Today, a fragile PPP government survives as a mediator between the US and the Pakistan army. Despite the events of 9/11 and Pakistan’s prima facie alliance with the US, the army has retained its policies of “strategic depth” in the region. Under this policy, the army maintains its hostile stance with India over the Kashmir issue, even as it prepares for a hegemonic role in Afghanistan. As the army grows in strength, so does its ability to spawn militant groups that may be used for its regional interests.
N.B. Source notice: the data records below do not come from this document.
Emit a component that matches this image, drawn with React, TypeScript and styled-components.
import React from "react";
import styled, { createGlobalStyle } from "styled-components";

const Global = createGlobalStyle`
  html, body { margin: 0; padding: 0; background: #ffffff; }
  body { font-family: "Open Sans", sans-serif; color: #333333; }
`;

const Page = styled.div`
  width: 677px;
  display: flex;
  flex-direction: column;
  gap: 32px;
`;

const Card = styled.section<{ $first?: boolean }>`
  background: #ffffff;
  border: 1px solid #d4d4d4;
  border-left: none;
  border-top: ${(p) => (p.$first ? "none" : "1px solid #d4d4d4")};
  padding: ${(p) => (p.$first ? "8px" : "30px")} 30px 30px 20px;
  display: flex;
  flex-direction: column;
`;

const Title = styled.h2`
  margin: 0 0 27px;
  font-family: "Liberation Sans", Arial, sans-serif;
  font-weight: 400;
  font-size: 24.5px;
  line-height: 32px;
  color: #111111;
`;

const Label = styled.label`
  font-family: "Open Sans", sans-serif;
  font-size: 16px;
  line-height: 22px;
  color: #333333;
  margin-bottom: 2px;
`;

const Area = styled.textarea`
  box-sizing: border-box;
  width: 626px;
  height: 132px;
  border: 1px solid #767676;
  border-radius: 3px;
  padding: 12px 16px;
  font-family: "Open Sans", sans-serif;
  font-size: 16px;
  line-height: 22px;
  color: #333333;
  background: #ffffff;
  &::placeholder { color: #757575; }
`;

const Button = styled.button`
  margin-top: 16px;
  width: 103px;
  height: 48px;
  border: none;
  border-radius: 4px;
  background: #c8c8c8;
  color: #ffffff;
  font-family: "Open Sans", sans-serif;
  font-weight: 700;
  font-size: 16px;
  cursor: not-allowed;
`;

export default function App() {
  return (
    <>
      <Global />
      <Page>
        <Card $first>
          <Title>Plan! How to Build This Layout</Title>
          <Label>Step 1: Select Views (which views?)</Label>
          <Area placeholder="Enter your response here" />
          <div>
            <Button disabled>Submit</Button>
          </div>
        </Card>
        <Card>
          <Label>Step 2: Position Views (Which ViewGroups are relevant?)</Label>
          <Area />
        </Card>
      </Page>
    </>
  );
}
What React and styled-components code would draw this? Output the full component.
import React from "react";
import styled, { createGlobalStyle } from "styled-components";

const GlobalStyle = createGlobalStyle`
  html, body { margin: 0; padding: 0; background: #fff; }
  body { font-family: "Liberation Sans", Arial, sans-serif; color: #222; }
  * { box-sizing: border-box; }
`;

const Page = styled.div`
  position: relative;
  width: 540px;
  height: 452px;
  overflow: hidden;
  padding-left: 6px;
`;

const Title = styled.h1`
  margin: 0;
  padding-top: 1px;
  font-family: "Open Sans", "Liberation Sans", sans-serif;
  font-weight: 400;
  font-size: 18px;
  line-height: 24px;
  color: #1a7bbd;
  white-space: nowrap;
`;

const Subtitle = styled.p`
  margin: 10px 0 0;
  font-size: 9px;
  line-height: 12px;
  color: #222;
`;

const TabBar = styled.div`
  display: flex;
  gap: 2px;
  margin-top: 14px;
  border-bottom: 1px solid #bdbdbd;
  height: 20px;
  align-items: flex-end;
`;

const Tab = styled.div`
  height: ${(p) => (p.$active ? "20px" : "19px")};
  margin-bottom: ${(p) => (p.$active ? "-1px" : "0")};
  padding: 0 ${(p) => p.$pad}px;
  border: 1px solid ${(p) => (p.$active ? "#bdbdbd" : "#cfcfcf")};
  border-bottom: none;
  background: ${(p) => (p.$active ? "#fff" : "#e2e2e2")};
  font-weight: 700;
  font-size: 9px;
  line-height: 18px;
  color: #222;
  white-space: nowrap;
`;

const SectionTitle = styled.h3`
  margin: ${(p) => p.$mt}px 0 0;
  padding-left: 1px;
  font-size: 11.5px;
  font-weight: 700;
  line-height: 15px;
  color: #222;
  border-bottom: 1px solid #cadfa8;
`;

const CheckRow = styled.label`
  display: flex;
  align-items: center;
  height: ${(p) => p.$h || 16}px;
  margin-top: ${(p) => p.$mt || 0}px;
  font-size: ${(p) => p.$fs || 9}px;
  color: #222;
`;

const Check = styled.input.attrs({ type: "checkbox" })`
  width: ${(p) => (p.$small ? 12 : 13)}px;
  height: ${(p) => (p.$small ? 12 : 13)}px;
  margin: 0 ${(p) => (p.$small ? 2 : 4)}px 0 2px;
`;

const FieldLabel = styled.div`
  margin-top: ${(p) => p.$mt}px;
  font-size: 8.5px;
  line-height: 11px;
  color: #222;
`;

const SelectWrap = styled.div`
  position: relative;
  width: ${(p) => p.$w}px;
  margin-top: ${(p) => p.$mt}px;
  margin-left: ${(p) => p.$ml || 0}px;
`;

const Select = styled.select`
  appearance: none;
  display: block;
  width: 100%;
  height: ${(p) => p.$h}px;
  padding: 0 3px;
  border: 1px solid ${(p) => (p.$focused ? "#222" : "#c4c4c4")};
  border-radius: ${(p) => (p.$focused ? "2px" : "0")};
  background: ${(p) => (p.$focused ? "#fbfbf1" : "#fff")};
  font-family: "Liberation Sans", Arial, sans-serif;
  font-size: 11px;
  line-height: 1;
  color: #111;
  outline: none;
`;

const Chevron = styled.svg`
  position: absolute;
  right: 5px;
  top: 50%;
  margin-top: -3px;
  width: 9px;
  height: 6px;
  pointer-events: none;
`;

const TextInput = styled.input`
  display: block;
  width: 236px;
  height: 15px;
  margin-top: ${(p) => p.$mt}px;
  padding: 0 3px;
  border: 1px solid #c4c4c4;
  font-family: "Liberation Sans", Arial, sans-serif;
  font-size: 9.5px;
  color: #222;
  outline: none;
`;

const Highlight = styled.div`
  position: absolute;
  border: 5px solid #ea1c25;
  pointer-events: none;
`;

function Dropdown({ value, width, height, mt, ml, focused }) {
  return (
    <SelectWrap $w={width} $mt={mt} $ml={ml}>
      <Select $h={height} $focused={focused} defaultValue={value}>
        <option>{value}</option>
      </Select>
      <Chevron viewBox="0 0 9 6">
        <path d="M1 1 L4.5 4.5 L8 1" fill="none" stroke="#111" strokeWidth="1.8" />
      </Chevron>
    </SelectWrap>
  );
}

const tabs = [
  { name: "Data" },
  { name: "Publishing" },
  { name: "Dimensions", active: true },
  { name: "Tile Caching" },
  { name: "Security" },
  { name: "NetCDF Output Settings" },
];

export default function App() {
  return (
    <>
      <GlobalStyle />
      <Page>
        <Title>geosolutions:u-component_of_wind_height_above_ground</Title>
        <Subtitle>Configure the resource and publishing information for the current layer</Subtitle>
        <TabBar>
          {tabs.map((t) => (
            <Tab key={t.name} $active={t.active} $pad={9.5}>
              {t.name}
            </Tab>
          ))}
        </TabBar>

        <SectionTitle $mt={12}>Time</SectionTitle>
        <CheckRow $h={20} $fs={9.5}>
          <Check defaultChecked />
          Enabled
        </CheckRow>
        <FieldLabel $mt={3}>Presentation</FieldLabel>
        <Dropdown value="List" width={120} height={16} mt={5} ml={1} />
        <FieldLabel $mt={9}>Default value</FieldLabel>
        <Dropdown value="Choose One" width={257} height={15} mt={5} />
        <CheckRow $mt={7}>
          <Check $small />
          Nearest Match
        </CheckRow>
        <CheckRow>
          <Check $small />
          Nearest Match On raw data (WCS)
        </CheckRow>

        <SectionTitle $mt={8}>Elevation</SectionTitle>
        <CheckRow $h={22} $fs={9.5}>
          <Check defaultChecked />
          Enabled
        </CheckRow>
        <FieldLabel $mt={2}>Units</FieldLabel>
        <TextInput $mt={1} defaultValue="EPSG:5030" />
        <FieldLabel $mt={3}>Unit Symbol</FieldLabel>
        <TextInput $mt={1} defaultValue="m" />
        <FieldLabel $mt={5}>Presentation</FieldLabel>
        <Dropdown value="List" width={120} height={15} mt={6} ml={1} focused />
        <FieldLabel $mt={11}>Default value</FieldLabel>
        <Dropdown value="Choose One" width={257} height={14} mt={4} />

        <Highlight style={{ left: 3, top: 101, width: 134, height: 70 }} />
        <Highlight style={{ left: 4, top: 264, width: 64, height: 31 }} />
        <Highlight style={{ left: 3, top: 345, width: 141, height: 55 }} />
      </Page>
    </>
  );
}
Whilst the US government mulls over an exit strategy from Afghanistan, the Pakistani army too contemplates regional strategy. Although it has permitted the US to operate drone missiles in the tribal areas – targeting Al Qaeda’s foreign fighters – and has provided logistical support so that NATO troops can cross in through the Khyber Pass, it has held off going after the Afghan Taliban in North Waziristan. Its contacts with Taliban leaders – while an open secret – have also contributed to a thorny relationship with the US, causing the CIA to intensify its covert operations in the region.
As the face of the democratic government, Prime Minister Yusuf Raza Gilani has made some populist gestures to tackle burning problems. But the PPP government remains far too involved with bare survival issues to overhaul the system – by reducing population, improving literacy and education, empowering women and searching for new sources of energy and clean drinking water.
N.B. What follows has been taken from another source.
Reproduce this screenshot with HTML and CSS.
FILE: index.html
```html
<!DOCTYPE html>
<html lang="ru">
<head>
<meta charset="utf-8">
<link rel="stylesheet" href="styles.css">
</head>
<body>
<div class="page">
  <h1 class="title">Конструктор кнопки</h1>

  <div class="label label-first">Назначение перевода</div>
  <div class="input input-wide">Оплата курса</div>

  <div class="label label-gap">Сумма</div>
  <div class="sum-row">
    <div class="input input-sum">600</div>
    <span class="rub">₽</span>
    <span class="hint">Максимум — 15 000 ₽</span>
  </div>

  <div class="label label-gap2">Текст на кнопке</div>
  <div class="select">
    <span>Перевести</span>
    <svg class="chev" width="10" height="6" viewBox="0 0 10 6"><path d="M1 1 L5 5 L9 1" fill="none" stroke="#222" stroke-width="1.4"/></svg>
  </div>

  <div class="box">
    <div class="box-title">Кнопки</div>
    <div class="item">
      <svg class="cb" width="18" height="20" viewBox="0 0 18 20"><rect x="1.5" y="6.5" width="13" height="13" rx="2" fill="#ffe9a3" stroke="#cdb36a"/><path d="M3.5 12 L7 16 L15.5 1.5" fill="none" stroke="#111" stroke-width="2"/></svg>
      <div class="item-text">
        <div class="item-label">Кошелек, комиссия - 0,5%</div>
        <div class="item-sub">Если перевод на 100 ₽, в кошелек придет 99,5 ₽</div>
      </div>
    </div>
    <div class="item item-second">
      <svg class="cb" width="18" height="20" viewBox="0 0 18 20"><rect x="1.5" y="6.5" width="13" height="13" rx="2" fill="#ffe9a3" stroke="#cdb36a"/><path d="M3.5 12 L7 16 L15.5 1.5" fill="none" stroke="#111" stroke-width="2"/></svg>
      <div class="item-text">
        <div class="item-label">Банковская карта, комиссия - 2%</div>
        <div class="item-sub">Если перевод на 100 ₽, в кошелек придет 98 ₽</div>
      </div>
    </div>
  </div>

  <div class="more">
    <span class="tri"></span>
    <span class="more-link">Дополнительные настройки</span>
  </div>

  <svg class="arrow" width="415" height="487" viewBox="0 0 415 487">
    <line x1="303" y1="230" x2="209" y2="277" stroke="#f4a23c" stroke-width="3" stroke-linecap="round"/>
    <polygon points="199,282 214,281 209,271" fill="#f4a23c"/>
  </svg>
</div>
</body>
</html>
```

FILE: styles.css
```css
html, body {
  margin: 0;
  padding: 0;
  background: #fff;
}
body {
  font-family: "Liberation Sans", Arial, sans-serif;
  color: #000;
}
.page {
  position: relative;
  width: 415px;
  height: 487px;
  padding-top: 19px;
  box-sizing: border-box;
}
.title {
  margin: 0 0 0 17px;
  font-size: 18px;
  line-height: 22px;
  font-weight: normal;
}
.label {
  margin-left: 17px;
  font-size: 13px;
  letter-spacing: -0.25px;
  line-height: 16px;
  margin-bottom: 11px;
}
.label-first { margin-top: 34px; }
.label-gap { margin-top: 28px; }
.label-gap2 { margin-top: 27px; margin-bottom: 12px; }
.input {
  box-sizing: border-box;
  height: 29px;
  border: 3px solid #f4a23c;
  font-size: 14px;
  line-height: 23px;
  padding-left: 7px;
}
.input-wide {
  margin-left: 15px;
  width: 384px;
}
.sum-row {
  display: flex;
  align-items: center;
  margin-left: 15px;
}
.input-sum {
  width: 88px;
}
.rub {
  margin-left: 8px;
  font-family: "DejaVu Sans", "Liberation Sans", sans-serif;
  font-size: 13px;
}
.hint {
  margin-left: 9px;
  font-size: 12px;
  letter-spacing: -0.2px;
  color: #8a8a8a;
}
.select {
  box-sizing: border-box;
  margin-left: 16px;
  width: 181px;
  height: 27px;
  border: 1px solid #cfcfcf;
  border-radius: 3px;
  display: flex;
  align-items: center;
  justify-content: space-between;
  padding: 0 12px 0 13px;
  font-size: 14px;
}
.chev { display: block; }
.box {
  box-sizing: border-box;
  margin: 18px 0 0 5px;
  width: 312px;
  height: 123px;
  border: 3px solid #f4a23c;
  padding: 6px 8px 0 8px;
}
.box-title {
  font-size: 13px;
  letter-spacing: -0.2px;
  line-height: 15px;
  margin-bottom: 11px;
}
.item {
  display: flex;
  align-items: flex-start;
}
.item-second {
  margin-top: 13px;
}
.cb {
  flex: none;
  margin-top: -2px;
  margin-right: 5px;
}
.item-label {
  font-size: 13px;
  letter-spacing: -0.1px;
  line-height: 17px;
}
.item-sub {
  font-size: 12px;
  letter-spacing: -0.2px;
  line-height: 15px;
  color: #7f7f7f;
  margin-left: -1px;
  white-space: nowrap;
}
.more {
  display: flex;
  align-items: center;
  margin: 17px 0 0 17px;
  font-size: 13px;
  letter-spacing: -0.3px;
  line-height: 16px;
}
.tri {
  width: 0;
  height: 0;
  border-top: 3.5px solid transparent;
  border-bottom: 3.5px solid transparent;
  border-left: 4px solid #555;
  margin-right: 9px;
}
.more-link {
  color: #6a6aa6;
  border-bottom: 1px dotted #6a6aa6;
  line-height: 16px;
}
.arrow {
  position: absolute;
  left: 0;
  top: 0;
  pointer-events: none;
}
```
Political analysts say that the establishment wanted to deliver a government minus a Bhutto, because the specter that Benazir threatened – of unleashing populist forces – did not suit the status quo. Today, the Zardari government is shorn of that type of leadership. Without the public interfacing skills that Benazir possessed, its leadership faces the serious challenges of terrorism and a crippled economy. While it is threatened externally by global powers – who see its inability to deliver – internally it is challenged by those who resent Zardari’s inability to brook criticism.